**Exercise brief**
Starting with the first line below, extract each line through the one that contains "import React from 'react';", inclusive, excluding pictures.

[START Provided records]

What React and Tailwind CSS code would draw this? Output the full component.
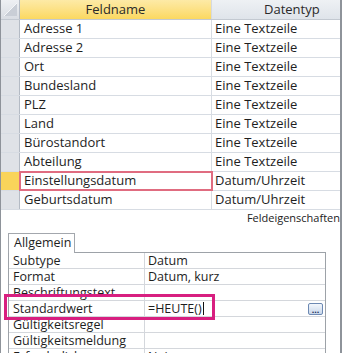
import React from 'react';

const fields = [
  ['Adresse 1', 'Eine Textzeile'],
  ['Adresse 2', 'Eine Textzeile'],
  ['Ort', 'Eine Textzeile'],
  ['Bundesland', 'Eine Textzeile'],
  ['PLZ', 'Eine Textzeile'],
  ['Land', 'Eine Textzeile'],
  ['Bürostandort', 'Eine Textzeile'],
  ['Abteilung', 'Eine Textzeile'],
  ['Einstellungsdatum', 'Datum/Uhrzeit'],
  ['Geburtsdatum', 'Datum/Uhrzeit'],
];

const props = [
  ['Subtype', 'Datum'],
  ['Format', 'Datum, kurz'],
  ['Beschriftungstext', ''],
  ['Standardwert', '=HEUTE()'],
  ['Gültigkeitsregel', ''],
  ['Gültigkeitsmeldung', ''],
  ['Erforderlich', 'Nein'],
];

export default function App() {
  return (
    <div
      className="relative w-[342px] h-[353px] overflow-hidden bg-white border-l border-r-2 border-[#8e939a] text-[#1e1e1e]"
      style={{ fontFamily: '"Open Sans", "Noto Sans", sans-serif' }}
    >
      {/* field grid */}
      <div className="flex h-[20px] border-b border-[#c3c9d1]">
        <div className="w-[19px] shrink-0 bg-gradient-to-b from-[#eef0f3] to-[#d9dde3] border-r border-[#b4bbc5] relative">
          <svg className="absolute left-[3px] top-[3px]" width="13" height="13" viewBox="0 0 13 13">
            <path d="M13 0 L13 13 L0 13 Z" fill="#c9ced6" />
            <path d="M13 0 L0 13" stroke="#f4f6f8" strokeWidth="1" />
          </svg>
        </div>
        <div className="w-[192px] shrink-0 bg-gradient-to-b from-[#fdeaa6] to-[#fbd85f] flex items-center justify-center text-[13px] text-[#2a2a2a] border-r border-[#d5d9df]">
          Feldname
        </div>
        <div className="flex-1 bg-gradient-to-b from-[#eef1f4] to-[#dfe4ea] flex items-center pl-[52px] text-[13px] text-[#2a2a2a]">
          Datentyp
        </div>
      </div>
      {fields.map(([name, type], i) => {
        const active = i === 8;
        return (
          <div key={name} className="flex h-[19px] border-b border-[#d7dce3]">
            <div
              className={
                'w-[19px] shrink-0 border-r border-[#b4bbc5] ' +
                (active ? 'bg-[#f9d45a]' : 'bg-[#dfe2e7]')
              }
            />
            <div
              className={
                'w-[192px] shrink-0 flex items-center pl-[4px] text-[13px] border-r border-[#d7dce3] ' +
                (active ? 'outline-2 outline-[#e06c80] -outline-offset-1' : '')
              }
            >
              {name}
            </div>
            <div className="flex-1 flex items-center pl-[3px] text-[13px] whitespace-nowrap">{type}</div>
          </div>
        );
      })}

      {/* lower pane */}
      <div className="flex justify-end h-[22px] pt-[1px] text-[11px] leading-[14px] text-[#222]">
        Feldeigenschaften
      </div>
      <div className="pl-[7px] pt-[1px]">
        <div className="w-[67px] h-[20px] border border-b-0 border-[#a3a7ad] flex items-center pl-[5px] text-[12.5px] whitespace-nowrap bg-white relative z-10 -mb-px">
          Allgemein
        </div>
        <div className="w-[318px] border border-[#9da2a8] bg-white">
          {props.map(([label, value]) => (
            <div key={label} className="flex h-[16px] border-b border-[#d4d7dc]">
              <div className="w-[136px] shrink-0 border-r border-[#d4d7dc] flex items-center pl-[4px] text-[12.5px] leading-[16px] whitespace-nowrap">
                {label}
              </div>
              <div className="flex-1 flex items-center pl-[3px] text-[12.5px] leading-[16px]">
                {value}
                {label === 'Standardwert' && (
                  <>
                    <span className="inline-block w-px h-[13px] bg-[#111] ml-[1px]" />
                    <span className="ml-auto mr-[2px] w-[15px] h-[12px] rounded-[2px] border border-[#6d89b3] bg-gradient-to-b from-[#f3f7fc] to-[#c9d7ea] flex items-end justify-center text-[9px] leading-[9px] font-bold text-[#1d2f57]">
                      ...
                    </span>
                  </>
                )}
              </div>
            </div>
          ))}
        </div>
      </div>

      {/* highlight */}
      <div className="absolute left-[3px] top-[294px] w-[211px] h-[26px] border-[3px] border-[#d81f80] pointer-events-none" />
    </div>
  );
}
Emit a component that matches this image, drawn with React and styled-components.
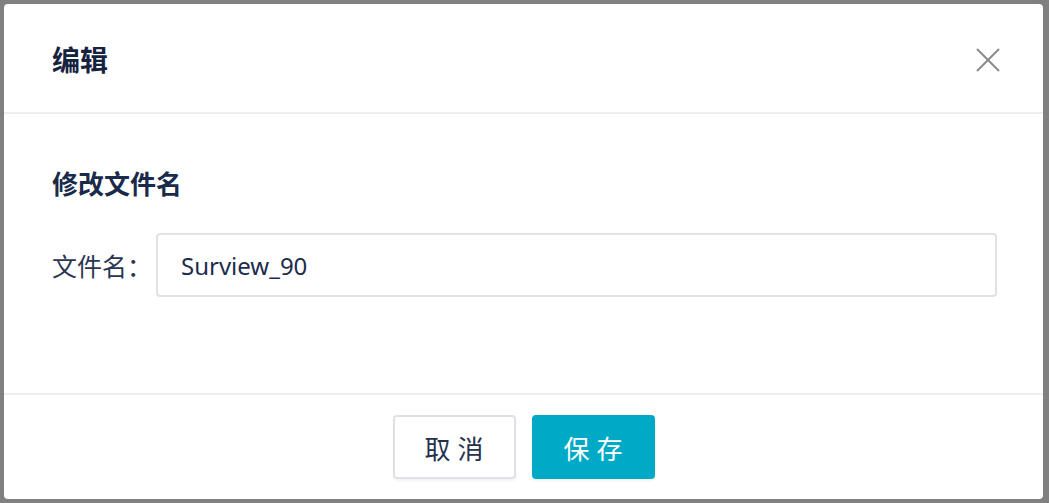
import React from "react";
import styled, { createGlobalStyle } from "styled-components";

const GlobalStyle = createGlobalStyle`
  html, body {
    margin: 0;
    padding: 0;
    background: #808080;
  }
  body {
    font-family: "Noto Sans", "Noto Sans CJK SC", sans-serif;
  }
`;

const Overlay = styled.div`
  width: 1049px;
  height: 503px;
  box-sizing: border-box;
  padding: 4px 6px 4px 4px;
  background: #808080;
  display: flex;
`;

const Dialog = styled.div`
  flex: 1;
  background: #ffffff;
  border-radius: 4px;
  display: flex;
  flex-direction: column;
  overflow: hidden;
`;

const Header = styled.div`
  height: 110px;
  flex-shrink: 0;
  box-sizing: border-box;
  padding: 0 43px 0 48px;
  display: flex;
  align-items: center;
  justify-content: space-between;
  border-bottom: 2px solid #eeeeee;
`;

const Title = styled.h2`
  margin: 0;
  font-size: 28px;
  font-weight: 700;
  color: #15233f;
  font-family: "Noto Sans CJK SC", sans-serif;
  line-height: 34px;
  padding-top: 2px;
`;

const CloseButton = styled.button`
  width: 24px;
  height: 24px;
  padding: 0;
  border: 0;
  background: transparent;
  cursor: pointer;
  display: flex;
  align-items: center;
  justify-content: center;
  margin-top: 4px;
`;

const Body = styled.div`
  height: 281px;
  flex-shrink: 0;
  box-sizing: border-box;
  padding: 54px 46px 0 48px;
  border-bottom: 2px solid #eeeeee;
`;

const SectionTitle = styled.h3`
  margin: 0 0 35px;
  font-size: 26px;
  font-weight: 700;
  color: #1a2a4a;
  line-height: 30px;
  font-family: "Noto Sans CJK SC", sans-serif;
`;

const Row = styled.div`
  display: flex;
  align-items: center;
`;

const Label = styled.label`
  width: 104px;
  flex-shrink: 0;
  font-size: 25px;
  color: #2a3552;
  font-family: "Noto Sans CJK SC", sans-serif;
  white-space: nowrap;
`;

const Input = styled.input`
  flex: 1;
  height: 64px;
  box-sizing: border-box;
  border: 2px solid #e1e1e8;
  border-radius: 4px;
  padding: 0 23px;
  font-size: 24px;
  color: #1d2b4c;
  font-family: "Noto Sans", "Noto Sans CJK SC", sans-serif;
  outline: none;
`;

const Footer = styled.div`
  flex: 1;
  display: flex;
  justify-content: center;
  align-items: flex-start;
  gap: 16px;
  padding-top: 20px;
`;

const Button = styled.button`
  width: 123px;
  height: 64px;
  padding: 0;
  border-radius: 4px;
  box-sizing: border-box;
  font-size: 26px;
  letter-spacing: 7px;
  text-indent: 7px;
  font-family: "Noto Sans CJK SC", sans-serif;
  cursor: pointer;
  border: 2px solid ${(p) => (p.$primary ? "#00aac6" : "#e0e1e8")};
  background: ${(p) => (p.$primary ? "#00aac6" : "#ffffff")};
  color: ${(p) => (p.$primary ? "#ffffff" : "#25304d")};
  box-shadow: 0 2px 3px rgba(0, 0, 0, 0.05);
`;

export default function App() {
  const [name, setName] = React.useState("Surview_90");
  return (
    <>
      <GlobalStyle />
      <Overlay>
        <Dialog>
          <Header>
            <Title>编辑</Title>
            <CloseButton aria-label="close">
              <svg width="24" height="24" viewBox="0 0 24 24">
                <path
                  d="M1 1 L23 23 M23 1 L1 23"
                  stroke="#8a8a8a"
                  strokeWidth="2"
                  fill="none"
                />
              </svg>
            </CloseButton>
          </Header>
          <Body>
            <SectionTitle>修改文件名</SectionTitle>
            <Row>
              <Label>文件名：</Label>
              <Input value={name} onChange={(e) => setName(e.target.value)} />
            </Row>
          </Body>
          <Footer>
            <Button>取消</Button>
            <Button $primary>保存</Button>
          </Footer>
        </Dialog>
      </Overlay>
    </>
  );
}
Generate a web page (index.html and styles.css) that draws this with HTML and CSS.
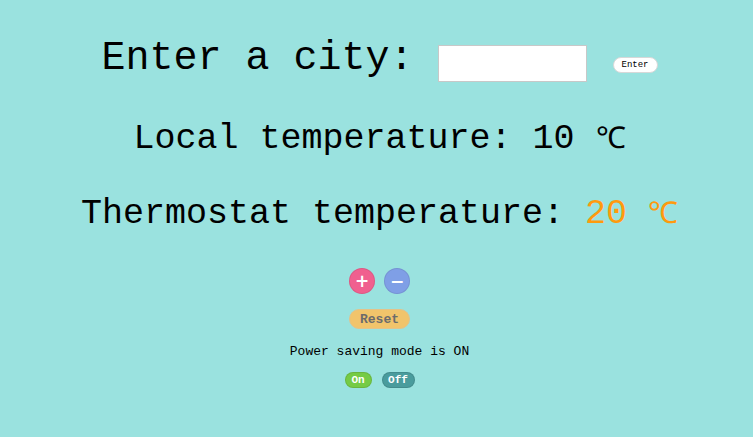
FILE: index.html
```html
<!DOCTYPE html>
<html>
<head>
<meta charset="utf-8">
<link rel="stylesheet" href="styles.css">
</head>
<body>
<main class="app">
  <div class="city-row">
    <span class="city-label">Enter a city:</span>
    <input class="city-input" type="text">
    <button class="enter-btn">Enter</button>
  </div>
  <div class="temp local">Local temperature: 10 <span class="deg">℃</span></div>
  <div class="temp thermo">Thermostat temperature: <span class="hot">20 <span class="deg">℃</span></span></div>
  <div class="adjust">
    <button class="round plus">+</button>
    <button class="round minus">−</button>
  </div>
  <button class="reset">Reset</button>
  <div class="mode">Power saving mode is ON</div>
  <div class="toggles">
    <button class="pill on">On</button>
    <button class="pill off">Off</button>
  </div>
</main>
</body>
</html>
```
FILE: styles.css
```css
html, body {
  margin: 0;
  padding: 0;
  background: #9ae2df;
  font-family: "Liberation Mono", "Courier New", monospace;
  color: #000;
}
.app {
  display: flex;
  flex-direction: column;
  align-items: center;
  padding-top: 36px;
  padding-left: 6px;
}
.city-row {
  display: flex;
  align-items: flex-start;
  height: 46px;
}
.city-label {
  font-size: 40px;
  line-height: 46px;
}
.city-input {
  box-sizing: border-box;
  width: 149px;
  height: 37px;
  margin-left: 24px;
  margin-top: 9px;
  border: 1px solid #c8c8c8;
  background: #fff;
  padding: 0;
}
.enter-btn {
  box-sizing: border-box;
  margin-left: 26px;
  margin-top: 21px;
  width: 45px;
  height: 16px;
  font-family: "Liberation Mono", monospace;
  font-size: 9px;
  padding: 0;
  border: 1px solid #d8d8d8;
  border-radius: 8px;
  background: #fff;
  color: #000;
}
.temp {
  font-size: 35px;
  line-height: 40px;
  height: 40px;
}
.deg {
  font-family: "DejaVu Sans Mono", monospace;
  font-size: 30px;
  line-height: 0;
}
.local {
  margin-top: 37px;
}
.thermo {
  margin-top: 35px;
}
.hot {
  color: #ff9a0e;
}
.adjust {
  display: flex;
  gap: 9px;
  margin-top: 34px;
}
.round {
  box-sizing: border-box;
  width: 26px;
  height: 26px;
  border-radius: 50%;
  border: 1px solid rgba(0,0,0,0.08);
  padding: 0;
  color: #fff;
  font-family: "DejaVu Sans", sans-serif;
  font-weight: bold;
  font-size: 17px;
  line-height: 22px;
}
.plus { background: #f0608f; }
.minus { background: #7f9fe6; }
.reset {
  box-sizing: border-box;
  margin-top: 15px;
  width: 61px;
  height: 20px;
  border-radius: 10px;
  border: 1px solid #e2c38a;
  background: #f1c46b;
  color: #6b6b6b;
  font-family: "Liberation Mono", monospace;
  font-weight: bold;
  font-size: 13px;
  padding: 0;
}
.mode {
  margin-top: 15px;
  font-size: 13px;
  line-height: 16px;
}
.toggles {
  display: flex;
  gap: 10px;
  margin-top: 12px;
}
.pill {
  box-sizing: border-box;
  height: 16px;
  border-radius: 8px;
  border: 1px solid rgba(0,0,0,0.1);
  color: #fff;
  font-family: "Liberation Mono", monospace;
  font-weight: bold;
  font-size: 11px;
  padding: 0;
}
.on { width: 27px; background: #75cb45; }
.off { width: 33px; background: #4a9c9d; }
```
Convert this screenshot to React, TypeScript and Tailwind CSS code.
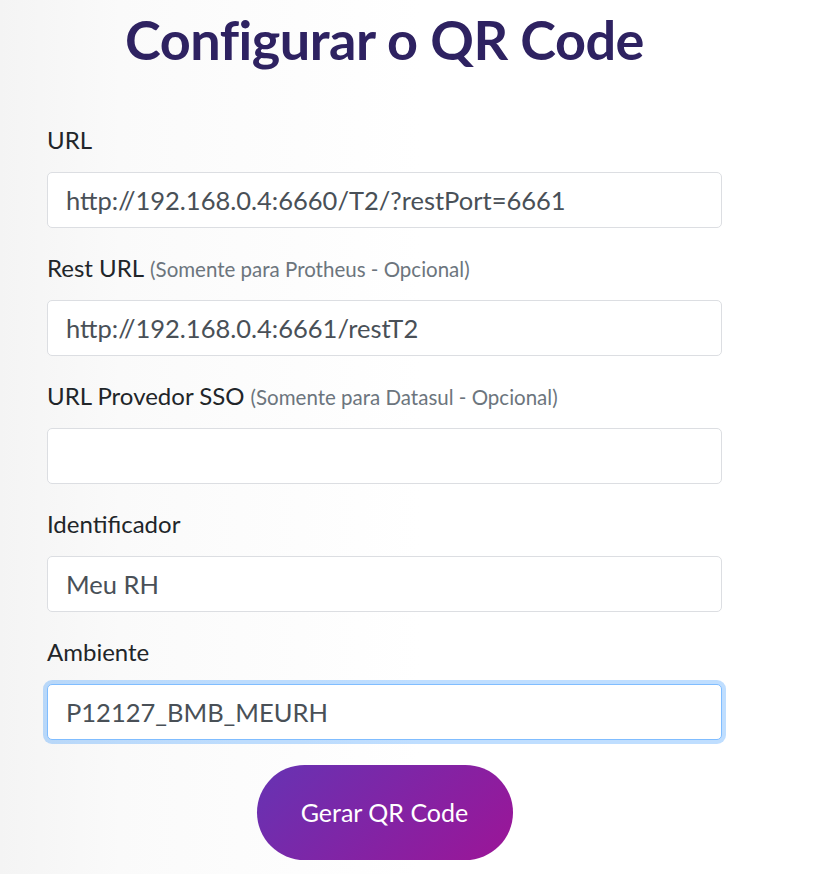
import React, { useState } from 'react';

const FIELDS = [
    { id: 'url', label: 'URL', hint: '', value: 'http://192.168.0.4:6660/T2/?restPort=6661' },
    { id: 'rest', label: 'Rest URL', hint: '(Somente para Protheus - Opcional)', value: 'http://192.168.0.4:6661/restT2' },
    { id: 'sso', label: 'URL Provedor SSO', hint: '(Somente para Datasul - Opcional)', value: '' },
    { id: 'ident', label: 'Identificador', hint: '', value: 'Meu RH' },
    { id: 'env', label: 'Ambiente', hint: '', value: 'P12127_BMB_MEURH' },
];

const App = () => {
    const [values, setValues] = useState<Record<string, string>>(
        Object.fromEntries(FIELDS.map(f => [f.id, f.value]))
    );

    return (
        <div className="min-h-[874px] w-full bg-[linear-gradient(90deg,#f4f4f4_0px,#fafafa_120px,#ffffff_420px)] font-['Lato','Noto_Sans',sans-serif]">
            <div className="w-[675px] ml-[47px] pt-[5px] pb-4">
                <h1 className="h-[70px] leading-[70px] text-center text-[54px] font-bold text-[#2e2261] tracking-[-0.5px]">
                    Configurar o QR Code
                </h1>

                <form className="mt-[51px] flex flex-col gap-[26px]" onSubmit={e => e.preventDefault()}>
                    {FIELDS.map(f => (
                        <div key={f.id}>
                            <label htmlFor={f.id} className="block h-[32px] leading-[27px] mb-[14px] text-[24px] text-[#212529]">
                                {f.label}
                                {f.hint && <span className="ml-[6px] text-[20.5px] text-[#6c757d]">{f.hint}</span>}
                            </label>
                            <input
                                id={f.id}
                                value={values[f.id]}
                                onChange={e => setValues({ ...values, [f.id]: e.target.value })}
                                className={`block w-full h-[56px] px-[18px] rounded-[5px] bg-white text-[25.5px] text-[#495057] outline-none border ${f.id === 'env' ? 'border-[#80bdff] shadow-[0_0_0_4px_rgba(0,123,255,0.25)]' : 'border-[#dcdee2]'}`}
                            />
                        </div>
                    ))}

                    <div className="flex justify-center -mt-[1px]">
                        <button
                            type="submit"
                            className="w-[256px] h-[95px] rounded-full bg-[linear-gradient(135deg,#6633b3,#9c1597)] text-white text-[25px]"
                        >
                            Gerar QR Code
                        </button>
                    </div>
                </form>
            </div>
        </div>
    );
};

export default App;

[END Provided records]

**The response**
What React and Tailwind CSS code would draw this? Output the full component.
import React from 'react';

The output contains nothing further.